┌──
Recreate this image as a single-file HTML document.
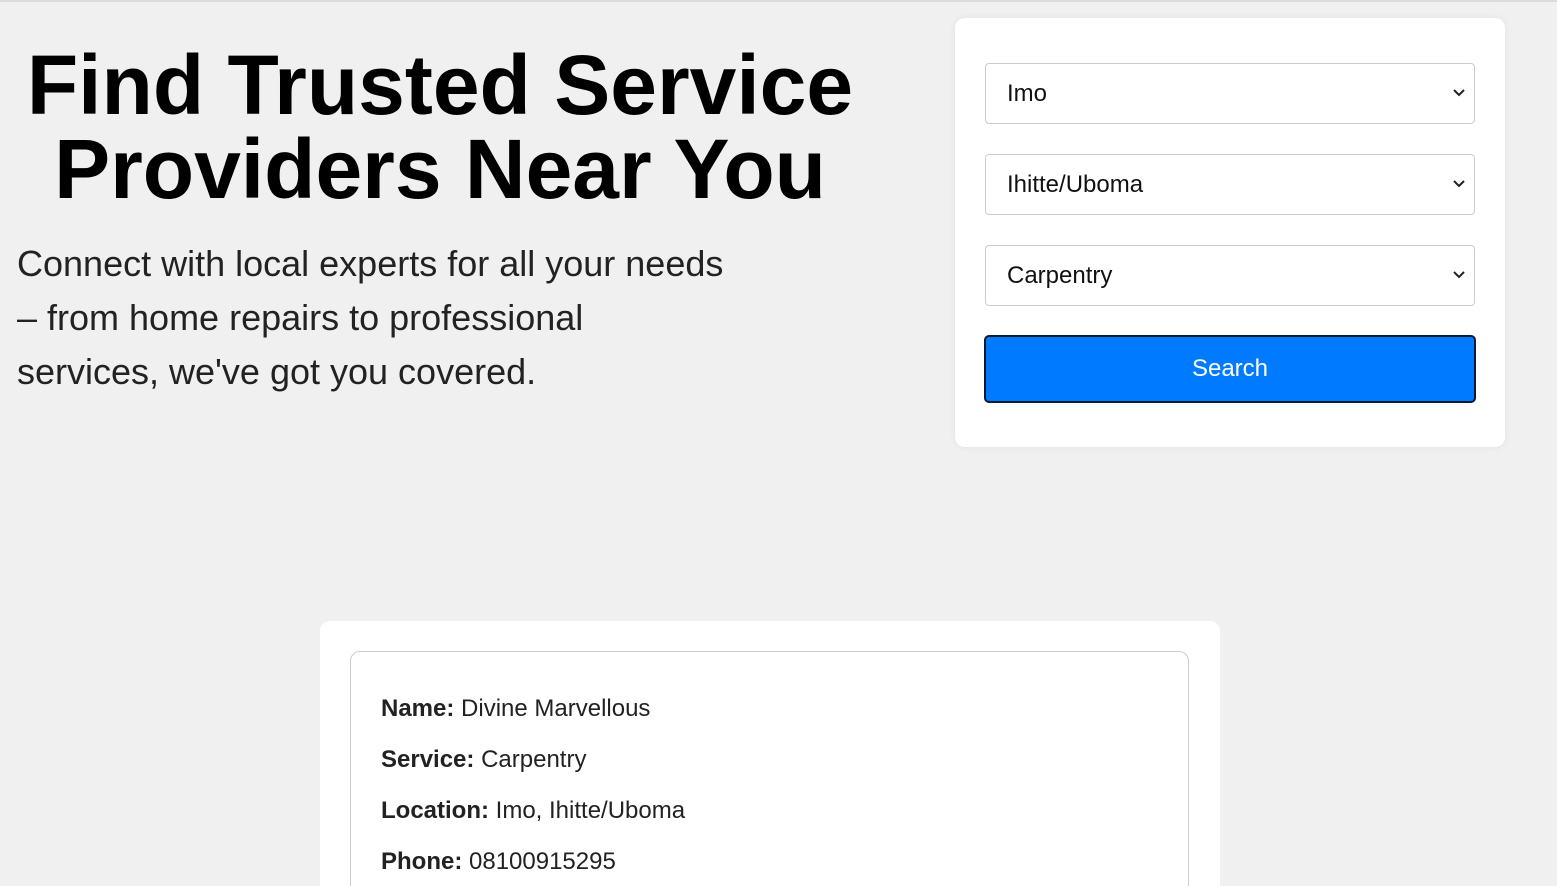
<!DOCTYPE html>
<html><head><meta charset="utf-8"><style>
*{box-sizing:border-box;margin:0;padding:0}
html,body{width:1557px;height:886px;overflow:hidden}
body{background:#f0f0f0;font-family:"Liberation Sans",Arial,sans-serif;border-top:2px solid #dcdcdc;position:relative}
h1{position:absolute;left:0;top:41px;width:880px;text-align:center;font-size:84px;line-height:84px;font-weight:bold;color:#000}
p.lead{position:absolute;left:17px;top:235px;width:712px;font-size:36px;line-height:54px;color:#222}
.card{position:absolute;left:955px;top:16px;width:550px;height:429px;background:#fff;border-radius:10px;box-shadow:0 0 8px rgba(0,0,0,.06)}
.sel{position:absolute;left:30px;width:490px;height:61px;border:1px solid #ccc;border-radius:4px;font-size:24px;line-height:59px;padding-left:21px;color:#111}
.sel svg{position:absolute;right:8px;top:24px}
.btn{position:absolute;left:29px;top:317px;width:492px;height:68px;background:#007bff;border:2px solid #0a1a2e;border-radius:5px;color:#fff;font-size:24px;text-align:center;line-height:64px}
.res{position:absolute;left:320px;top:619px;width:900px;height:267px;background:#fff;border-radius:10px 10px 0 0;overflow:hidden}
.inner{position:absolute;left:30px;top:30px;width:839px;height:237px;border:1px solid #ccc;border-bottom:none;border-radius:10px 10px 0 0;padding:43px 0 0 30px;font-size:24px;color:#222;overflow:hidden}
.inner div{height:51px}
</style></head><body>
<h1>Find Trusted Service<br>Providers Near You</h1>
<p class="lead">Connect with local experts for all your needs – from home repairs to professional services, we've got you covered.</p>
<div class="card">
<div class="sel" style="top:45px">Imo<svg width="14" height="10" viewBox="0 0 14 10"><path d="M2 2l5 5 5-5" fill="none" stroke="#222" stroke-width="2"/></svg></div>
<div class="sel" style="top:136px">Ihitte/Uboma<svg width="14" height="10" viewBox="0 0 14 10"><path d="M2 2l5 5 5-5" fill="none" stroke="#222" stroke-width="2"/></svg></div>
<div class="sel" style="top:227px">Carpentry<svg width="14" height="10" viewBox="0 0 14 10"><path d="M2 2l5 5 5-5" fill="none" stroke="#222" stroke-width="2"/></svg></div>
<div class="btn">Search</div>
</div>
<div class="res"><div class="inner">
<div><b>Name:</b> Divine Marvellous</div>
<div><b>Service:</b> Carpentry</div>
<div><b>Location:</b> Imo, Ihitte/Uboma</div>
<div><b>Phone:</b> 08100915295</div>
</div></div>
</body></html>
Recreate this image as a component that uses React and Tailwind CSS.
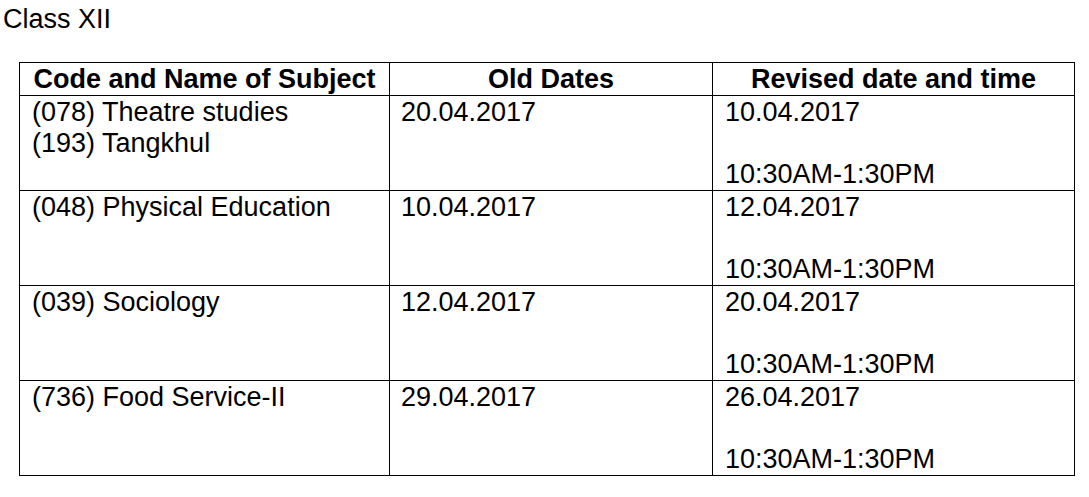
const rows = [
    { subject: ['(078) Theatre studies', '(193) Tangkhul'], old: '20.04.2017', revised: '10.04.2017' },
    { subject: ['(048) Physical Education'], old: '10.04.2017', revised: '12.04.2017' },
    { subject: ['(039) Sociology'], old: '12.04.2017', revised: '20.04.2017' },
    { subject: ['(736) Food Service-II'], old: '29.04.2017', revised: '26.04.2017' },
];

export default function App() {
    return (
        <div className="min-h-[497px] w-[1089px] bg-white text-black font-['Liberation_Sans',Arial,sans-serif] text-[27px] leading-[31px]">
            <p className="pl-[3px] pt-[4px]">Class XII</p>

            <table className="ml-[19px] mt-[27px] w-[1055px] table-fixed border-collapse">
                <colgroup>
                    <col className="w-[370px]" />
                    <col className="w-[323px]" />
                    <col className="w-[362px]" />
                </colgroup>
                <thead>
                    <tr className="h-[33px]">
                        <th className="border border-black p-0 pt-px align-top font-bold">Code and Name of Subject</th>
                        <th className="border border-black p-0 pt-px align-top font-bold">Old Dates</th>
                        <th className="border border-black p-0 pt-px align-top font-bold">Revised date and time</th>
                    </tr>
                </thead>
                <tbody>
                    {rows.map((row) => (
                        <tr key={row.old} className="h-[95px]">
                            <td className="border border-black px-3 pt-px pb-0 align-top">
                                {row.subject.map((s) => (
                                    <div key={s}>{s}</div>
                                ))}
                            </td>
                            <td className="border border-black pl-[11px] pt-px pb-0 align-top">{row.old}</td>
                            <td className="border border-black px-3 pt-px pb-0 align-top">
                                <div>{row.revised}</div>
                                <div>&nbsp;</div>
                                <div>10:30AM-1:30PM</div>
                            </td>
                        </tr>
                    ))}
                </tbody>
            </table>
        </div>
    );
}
└──
▶ **WHAT IS EXPECTED**
From the data above, copy each line where the string "image" appears.

▶ **TASK RESULT**
Recreate this image as a single-file HTML document.
Recreate this image as a component that uses React and Tailwind CSS.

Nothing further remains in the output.